* **Aim of the task**
Track down each line that has the word "using" and copy it.
# # # # #
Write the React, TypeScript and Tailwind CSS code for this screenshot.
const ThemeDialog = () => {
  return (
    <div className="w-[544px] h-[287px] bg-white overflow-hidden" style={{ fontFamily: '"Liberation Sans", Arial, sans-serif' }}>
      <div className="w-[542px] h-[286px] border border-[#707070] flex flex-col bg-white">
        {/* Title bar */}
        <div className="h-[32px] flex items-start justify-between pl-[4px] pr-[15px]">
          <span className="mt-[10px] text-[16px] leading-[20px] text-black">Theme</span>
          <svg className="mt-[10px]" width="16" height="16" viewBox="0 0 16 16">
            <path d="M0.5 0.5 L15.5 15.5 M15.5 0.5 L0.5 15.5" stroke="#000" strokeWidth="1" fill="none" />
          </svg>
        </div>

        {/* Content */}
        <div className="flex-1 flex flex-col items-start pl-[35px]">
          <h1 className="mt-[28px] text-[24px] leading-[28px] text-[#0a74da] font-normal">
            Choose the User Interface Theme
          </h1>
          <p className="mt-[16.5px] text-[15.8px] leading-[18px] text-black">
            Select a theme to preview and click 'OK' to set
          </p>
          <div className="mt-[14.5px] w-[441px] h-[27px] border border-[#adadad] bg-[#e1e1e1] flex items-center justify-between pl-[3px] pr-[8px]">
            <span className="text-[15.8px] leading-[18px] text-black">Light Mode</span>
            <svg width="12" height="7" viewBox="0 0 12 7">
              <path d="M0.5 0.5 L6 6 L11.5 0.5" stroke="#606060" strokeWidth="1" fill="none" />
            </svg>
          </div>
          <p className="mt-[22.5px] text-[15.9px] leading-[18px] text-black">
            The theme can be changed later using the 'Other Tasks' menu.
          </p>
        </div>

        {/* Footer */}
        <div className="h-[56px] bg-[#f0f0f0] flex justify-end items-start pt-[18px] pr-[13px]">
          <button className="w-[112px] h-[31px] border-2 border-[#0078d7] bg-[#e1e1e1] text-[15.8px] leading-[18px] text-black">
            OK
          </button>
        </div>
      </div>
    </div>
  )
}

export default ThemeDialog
# # # # #
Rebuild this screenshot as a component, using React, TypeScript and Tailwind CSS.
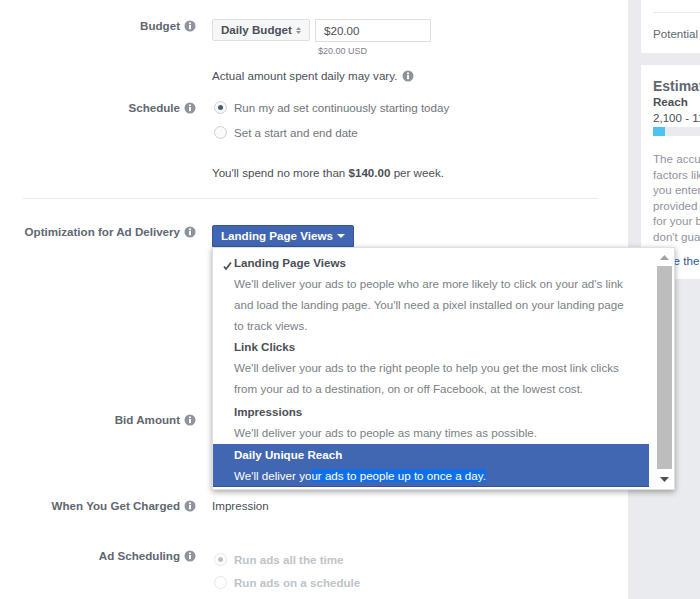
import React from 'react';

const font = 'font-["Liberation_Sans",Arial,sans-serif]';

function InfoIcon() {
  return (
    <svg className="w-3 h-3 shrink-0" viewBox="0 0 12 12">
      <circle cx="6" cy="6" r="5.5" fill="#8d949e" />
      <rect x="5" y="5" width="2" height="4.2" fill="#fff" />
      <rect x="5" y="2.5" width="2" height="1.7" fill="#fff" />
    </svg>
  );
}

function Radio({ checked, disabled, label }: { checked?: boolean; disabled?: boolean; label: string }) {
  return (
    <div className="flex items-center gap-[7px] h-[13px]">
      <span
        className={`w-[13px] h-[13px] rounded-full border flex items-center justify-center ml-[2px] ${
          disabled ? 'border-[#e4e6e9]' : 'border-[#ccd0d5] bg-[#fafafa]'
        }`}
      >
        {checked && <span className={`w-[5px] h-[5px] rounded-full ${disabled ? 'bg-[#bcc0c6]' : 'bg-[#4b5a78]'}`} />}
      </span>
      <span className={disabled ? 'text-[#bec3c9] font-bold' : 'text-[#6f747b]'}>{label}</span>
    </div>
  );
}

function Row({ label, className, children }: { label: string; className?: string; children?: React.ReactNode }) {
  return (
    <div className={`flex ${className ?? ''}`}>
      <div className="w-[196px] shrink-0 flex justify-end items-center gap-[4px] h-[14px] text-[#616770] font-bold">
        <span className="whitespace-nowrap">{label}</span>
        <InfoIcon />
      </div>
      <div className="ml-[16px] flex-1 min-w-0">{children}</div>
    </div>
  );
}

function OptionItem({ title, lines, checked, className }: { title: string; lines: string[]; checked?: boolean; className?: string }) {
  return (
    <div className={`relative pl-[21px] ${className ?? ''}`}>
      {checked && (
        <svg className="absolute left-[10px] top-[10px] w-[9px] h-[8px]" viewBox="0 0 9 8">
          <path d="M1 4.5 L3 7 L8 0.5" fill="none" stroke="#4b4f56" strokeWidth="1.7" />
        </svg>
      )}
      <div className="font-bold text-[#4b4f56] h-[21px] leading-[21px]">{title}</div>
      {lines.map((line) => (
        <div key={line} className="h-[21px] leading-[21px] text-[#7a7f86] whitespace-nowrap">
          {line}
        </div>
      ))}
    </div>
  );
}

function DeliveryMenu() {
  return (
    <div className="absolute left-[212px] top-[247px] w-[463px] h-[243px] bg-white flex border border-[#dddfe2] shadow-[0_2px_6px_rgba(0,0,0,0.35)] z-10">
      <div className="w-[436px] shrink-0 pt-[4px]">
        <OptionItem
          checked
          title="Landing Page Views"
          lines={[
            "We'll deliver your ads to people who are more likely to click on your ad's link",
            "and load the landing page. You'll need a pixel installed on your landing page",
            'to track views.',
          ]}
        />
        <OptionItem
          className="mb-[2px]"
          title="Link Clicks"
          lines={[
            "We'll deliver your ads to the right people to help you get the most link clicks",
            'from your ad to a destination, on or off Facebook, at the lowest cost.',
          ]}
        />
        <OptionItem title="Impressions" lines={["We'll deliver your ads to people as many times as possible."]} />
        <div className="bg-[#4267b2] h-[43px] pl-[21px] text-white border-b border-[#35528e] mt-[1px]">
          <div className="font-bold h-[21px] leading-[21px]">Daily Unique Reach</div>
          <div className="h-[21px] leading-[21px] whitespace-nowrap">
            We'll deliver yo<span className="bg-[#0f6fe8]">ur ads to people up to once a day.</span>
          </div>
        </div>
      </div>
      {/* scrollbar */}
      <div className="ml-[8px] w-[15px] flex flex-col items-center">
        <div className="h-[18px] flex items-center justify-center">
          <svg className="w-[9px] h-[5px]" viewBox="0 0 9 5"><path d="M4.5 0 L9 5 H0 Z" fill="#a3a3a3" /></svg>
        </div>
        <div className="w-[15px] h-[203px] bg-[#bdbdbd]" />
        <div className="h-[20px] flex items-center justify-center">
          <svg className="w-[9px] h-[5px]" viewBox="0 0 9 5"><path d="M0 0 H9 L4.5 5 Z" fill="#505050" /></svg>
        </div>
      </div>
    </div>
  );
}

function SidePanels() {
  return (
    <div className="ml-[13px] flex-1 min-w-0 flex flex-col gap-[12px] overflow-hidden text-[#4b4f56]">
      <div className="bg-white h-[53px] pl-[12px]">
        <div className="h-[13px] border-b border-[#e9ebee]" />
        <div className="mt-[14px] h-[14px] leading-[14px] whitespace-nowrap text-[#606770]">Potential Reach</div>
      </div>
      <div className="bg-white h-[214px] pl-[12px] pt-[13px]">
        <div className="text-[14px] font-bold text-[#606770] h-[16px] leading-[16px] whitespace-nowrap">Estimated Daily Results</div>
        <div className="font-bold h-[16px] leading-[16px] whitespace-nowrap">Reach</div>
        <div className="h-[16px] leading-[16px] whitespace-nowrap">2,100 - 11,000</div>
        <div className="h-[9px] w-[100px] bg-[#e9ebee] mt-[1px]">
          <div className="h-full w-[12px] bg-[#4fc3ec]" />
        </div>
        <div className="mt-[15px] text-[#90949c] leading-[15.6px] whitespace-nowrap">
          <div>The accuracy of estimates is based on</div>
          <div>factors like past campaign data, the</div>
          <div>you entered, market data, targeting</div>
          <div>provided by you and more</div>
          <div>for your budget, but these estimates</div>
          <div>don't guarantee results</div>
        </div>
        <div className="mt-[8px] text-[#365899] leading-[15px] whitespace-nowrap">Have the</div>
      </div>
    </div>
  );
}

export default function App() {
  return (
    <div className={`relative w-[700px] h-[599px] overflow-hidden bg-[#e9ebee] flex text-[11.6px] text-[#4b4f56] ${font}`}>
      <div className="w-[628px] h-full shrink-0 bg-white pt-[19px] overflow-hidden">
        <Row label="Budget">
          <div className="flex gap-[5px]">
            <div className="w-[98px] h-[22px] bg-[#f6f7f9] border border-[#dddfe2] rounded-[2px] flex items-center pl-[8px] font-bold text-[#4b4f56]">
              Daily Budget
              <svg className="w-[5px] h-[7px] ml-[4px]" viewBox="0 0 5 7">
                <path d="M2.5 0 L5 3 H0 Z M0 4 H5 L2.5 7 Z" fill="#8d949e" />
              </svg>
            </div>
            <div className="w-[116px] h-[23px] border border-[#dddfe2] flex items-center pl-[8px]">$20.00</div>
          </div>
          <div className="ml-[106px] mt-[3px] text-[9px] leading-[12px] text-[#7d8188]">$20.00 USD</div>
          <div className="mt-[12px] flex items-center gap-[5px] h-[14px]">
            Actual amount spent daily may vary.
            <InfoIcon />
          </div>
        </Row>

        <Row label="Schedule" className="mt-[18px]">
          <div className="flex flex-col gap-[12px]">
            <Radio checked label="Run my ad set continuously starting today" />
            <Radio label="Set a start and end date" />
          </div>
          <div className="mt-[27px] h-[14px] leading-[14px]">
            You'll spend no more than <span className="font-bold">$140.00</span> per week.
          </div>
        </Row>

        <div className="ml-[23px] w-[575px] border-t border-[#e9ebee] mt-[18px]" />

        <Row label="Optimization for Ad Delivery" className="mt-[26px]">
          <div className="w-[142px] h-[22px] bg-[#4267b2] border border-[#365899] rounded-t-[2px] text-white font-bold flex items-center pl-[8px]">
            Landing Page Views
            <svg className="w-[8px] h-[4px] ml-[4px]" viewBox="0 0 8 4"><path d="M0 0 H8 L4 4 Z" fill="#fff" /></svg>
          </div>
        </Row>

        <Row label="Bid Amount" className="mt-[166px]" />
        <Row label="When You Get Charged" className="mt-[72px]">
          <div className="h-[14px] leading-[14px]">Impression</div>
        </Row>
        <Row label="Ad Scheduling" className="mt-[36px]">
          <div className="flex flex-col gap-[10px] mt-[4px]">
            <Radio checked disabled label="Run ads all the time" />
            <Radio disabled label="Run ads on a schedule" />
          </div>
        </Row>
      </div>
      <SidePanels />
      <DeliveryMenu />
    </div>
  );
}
# # # # #
* **The completed task**
            The theme can be changed later using the 'Other Tasks' menu.
Rebuild this screenshot as a component, using React, TypeScript and Tailwind CSS.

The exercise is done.